_EXERCISE TASK:_
Hunt for the word "this" across the entries below, copying each line that holds it.

_EXCERPTED RECORDS:_
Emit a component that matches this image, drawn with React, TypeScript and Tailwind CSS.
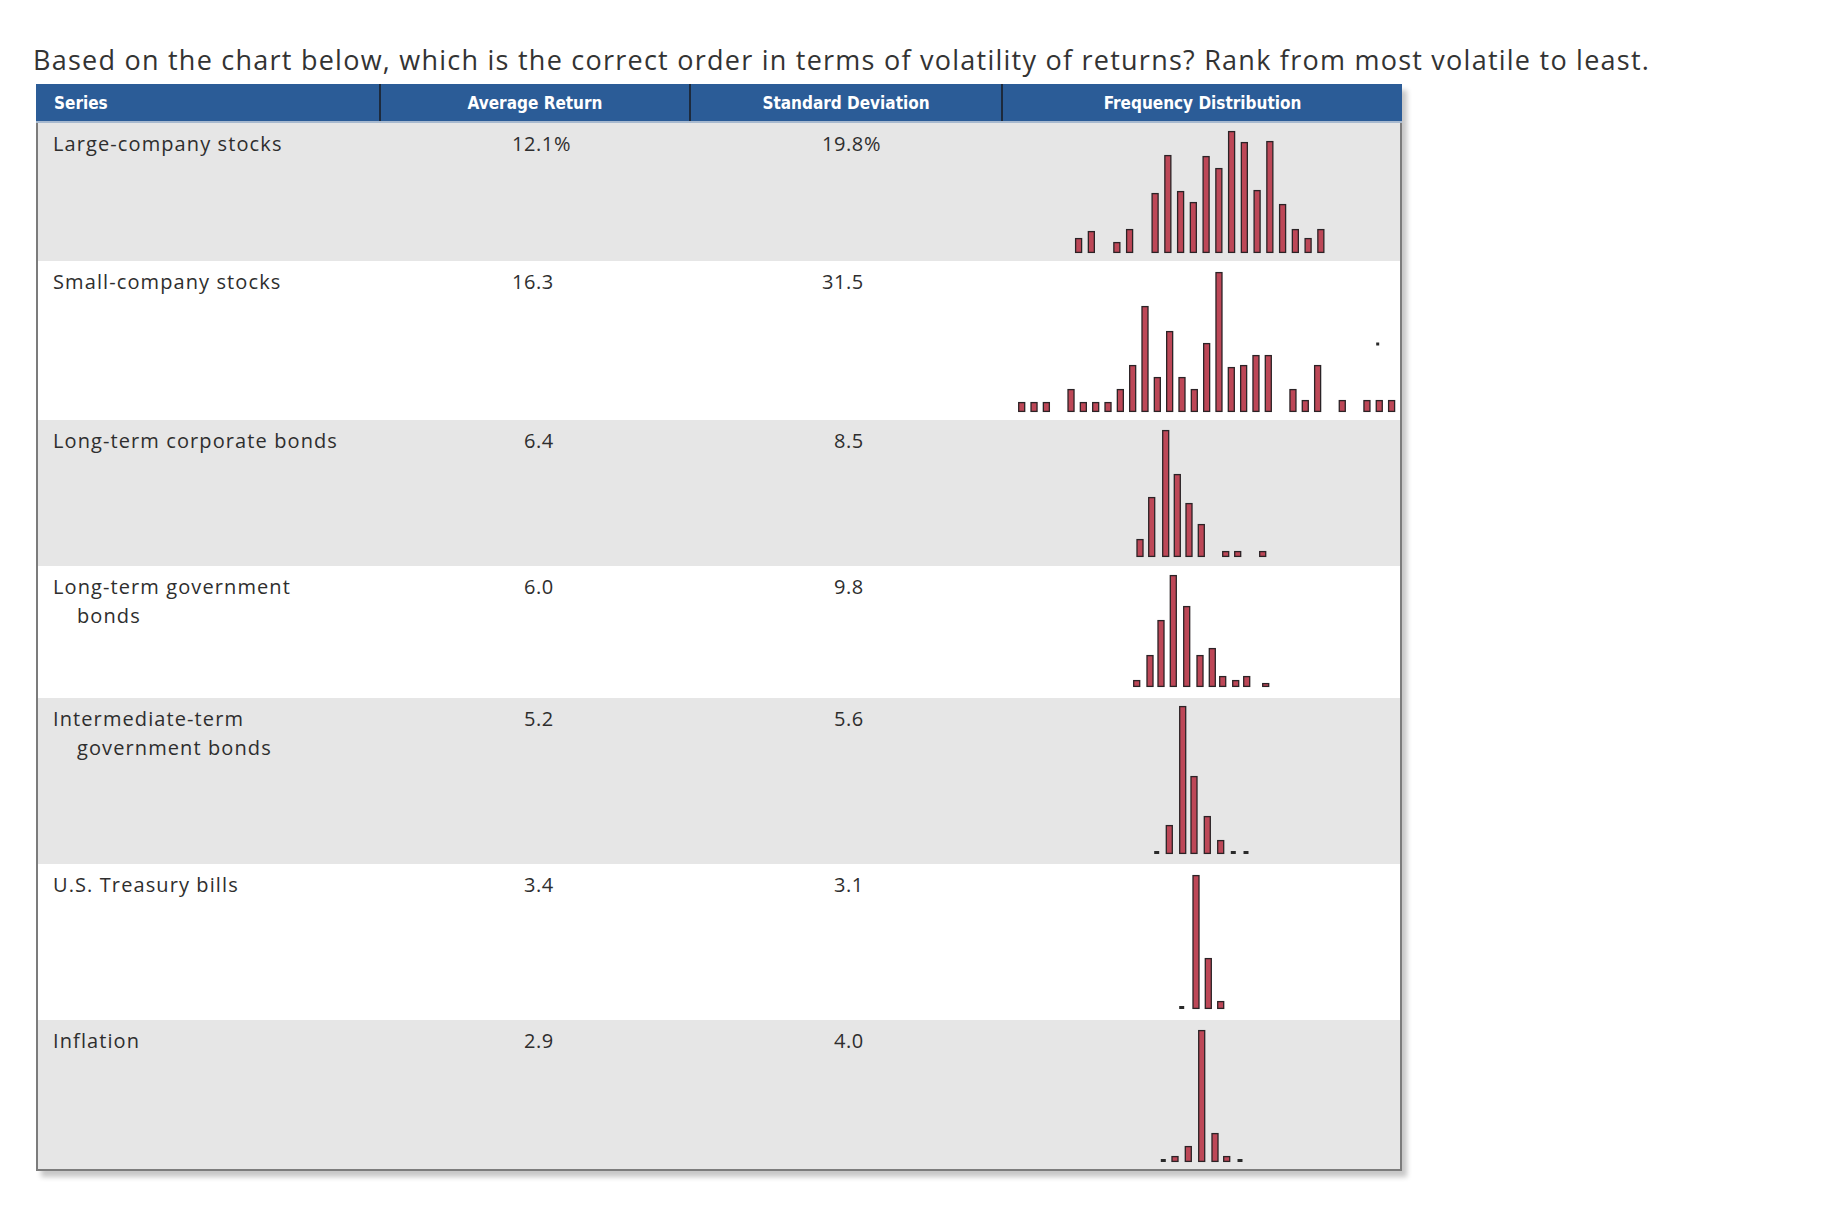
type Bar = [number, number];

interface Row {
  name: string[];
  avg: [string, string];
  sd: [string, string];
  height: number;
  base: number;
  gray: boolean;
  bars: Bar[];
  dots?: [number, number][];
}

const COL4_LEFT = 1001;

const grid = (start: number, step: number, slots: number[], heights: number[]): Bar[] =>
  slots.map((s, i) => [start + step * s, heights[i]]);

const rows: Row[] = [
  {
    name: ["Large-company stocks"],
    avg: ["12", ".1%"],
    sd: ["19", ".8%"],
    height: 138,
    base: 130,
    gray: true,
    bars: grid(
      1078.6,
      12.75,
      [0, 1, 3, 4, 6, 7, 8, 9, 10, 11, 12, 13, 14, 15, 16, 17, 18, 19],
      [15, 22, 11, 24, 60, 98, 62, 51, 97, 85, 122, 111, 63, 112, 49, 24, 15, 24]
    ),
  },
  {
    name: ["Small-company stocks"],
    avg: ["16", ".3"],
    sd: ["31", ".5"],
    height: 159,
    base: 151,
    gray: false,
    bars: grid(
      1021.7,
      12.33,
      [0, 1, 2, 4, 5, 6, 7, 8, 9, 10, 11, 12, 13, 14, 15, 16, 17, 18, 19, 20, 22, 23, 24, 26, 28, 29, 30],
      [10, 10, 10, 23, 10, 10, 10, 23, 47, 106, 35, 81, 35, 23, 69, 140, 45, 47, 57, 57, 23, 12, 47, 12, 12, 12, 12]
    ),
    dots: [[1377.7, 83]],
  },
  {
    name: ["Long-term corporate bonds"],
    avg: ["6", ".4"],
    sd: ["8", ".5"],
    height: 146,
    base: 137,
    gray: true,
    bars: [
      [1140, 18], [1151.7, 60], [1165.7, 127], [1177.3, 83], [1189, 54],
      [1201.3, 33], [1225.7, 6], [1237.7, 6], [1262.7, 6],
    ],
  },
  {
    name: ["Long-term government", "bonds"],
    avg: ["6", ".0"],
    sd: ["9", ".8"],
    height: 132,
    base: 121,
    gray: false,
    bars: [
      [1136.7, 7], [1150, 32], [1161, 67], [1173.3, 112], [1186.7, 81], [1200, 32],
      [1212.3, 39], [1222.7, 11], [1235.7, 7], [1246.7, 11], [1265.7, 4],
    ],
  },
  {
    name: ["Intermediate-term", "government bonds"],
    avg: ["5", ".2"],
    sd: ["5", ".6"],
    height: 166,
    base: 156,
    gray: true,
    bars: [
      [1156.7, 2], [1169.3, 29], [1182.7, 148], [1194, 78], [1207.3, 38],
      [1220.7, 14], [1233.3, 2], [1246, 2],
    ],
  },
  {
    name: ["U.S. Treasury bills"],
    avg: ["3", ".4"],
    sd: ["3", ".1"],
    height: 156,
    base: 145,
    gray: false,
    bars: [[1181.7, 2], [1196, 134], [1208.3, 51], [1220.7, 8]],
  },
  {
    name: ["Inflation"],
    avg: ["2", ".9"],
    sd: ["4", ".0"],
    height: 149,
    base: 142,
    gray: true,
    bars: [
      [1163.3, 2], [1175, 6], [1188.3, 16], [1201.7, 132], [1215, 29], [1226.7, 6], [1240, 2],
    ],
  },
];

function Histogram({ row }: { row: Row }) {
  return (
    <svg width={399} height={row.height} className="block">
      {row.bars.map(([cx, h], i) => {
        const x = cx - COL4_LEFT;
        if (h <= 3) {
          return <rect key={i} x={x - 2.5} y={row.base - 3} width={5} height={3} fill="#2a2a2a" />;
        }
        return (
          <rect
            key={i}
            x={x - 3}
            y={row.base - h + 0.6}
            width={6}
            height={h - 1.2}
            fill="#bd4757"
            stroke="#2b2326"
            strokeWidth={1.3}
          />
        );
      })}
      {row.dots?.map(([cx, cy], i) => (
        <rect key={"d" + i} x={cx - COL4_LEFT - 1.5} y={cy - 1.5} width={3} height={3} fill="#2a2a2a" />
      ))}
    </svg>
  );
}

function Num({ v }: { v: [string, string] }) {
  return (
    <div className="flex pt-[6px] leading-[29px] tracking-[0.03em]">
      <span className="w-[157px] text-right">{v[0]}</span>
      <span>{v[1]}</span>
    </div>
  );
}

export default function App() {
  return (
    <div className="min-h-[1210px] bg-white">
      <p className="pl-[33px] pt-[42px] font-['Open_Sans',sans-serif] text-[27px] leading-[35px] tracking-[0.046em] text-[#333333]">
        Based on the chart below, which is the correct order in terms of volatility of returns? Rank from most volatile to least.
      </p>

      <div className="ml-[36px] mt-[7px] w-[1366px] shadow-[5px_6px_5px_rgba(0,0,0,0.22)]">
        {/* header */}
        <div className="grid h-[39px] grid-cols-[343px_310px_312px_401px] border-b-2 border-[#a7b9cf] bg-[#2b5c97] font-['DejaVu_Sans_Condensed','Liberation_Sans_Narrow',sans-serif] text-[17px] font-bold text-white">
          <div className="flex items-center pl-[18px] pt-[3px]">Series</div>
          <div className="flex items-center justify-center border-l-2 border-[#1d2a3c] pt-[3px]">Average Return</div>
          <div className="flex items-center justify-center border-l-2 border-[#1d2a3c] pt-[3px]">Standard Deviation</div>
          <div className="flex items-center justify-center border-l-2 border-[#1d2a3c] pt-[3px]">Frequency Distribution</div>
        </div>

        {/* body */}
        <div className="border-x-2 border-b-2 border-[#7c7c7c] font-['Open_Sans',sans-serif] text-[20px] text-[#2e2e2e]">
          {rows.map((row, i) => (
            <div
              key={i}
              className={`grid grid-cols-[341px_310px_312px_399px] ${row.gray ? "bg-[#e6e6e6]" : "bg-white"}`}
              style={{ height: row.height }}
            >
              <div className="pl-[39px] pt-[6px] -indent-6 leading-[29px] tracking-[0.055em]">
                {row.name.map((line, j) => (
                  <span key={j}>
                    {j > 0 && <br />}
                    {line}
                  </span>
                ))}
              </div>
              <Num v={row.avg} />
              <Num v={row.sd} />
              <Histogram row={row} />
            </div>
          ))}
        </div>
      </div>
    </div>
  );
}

--

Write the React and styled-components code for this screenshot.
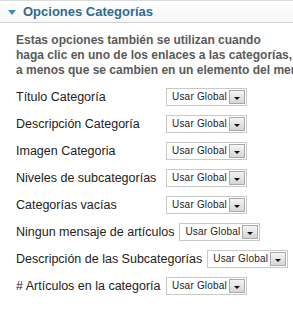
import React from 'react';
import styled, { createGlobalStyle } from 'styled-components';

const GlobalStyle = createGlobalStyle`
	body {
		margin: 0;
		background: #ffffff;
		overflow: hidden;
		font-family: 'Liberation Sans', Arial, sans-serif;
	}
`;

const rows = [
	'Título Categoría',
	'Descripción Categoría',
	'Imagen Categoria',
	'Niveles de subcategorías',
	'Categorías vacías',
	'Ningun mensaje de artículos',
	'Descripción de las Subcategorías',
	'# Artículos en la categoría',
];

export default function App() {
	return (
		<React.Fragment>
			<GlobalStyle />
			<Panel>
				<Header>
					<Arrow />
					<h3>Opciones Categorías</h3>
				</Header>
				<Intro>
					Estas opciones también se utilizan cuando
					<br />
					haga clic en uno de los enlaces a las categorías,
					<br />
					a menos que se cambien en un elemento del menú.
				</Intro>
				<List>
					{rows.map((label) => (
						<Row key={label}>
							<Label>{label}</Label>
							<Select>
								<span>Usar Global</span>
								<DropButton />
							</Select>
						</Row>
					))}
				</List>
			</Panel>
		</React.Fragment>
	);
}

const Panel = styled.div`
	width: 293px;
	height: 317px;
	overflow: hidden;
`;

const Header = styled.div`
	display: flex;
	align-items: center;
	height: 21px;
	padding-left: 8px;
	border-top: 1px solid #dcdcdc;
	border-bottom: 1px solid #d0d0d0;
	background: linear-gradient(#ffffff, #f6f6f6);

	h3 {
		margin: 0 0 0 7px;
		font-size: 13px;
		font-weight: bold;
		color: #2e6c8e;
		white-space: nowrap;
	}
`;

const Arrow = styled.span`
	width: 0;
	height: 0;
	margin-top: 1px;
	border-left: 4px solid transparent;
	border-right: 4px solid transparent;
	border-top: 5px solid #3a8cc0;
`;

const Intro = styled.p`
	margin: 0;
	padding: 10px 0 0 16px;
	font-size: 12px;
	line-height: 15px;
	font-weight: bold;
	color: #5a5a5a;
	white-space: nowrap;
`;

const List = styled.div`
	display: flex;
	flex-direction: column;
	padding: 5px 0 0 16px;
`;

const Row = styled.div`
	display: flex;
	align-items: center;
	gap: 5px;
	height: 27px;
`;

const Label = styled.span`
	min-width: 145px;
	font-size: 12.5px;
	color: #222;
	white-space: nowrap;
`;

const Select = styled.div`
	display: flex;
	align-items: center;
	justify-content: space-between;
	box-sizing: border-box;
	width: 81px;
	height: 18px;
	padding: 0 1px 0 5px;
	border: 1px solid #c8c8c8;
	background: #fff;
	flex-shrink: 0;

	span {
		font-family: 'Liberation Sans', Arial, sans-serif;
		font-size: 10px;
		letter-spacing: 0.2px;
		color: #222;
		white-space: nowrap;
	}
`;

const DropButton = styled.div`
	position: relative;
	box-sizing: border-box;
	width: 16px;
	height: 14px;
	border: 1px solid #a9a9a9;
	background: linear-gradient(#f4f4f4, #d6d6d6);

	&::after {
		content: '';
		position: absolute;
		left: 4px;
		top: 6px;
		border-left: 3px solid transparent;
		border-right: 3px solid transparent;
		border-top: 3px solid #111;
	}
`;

_FULL ANSWER:_
Emit a component that matches this image, drawn with React, TypeScript and Tailwind CSS.
Write the React and styled-components code for this screenshot.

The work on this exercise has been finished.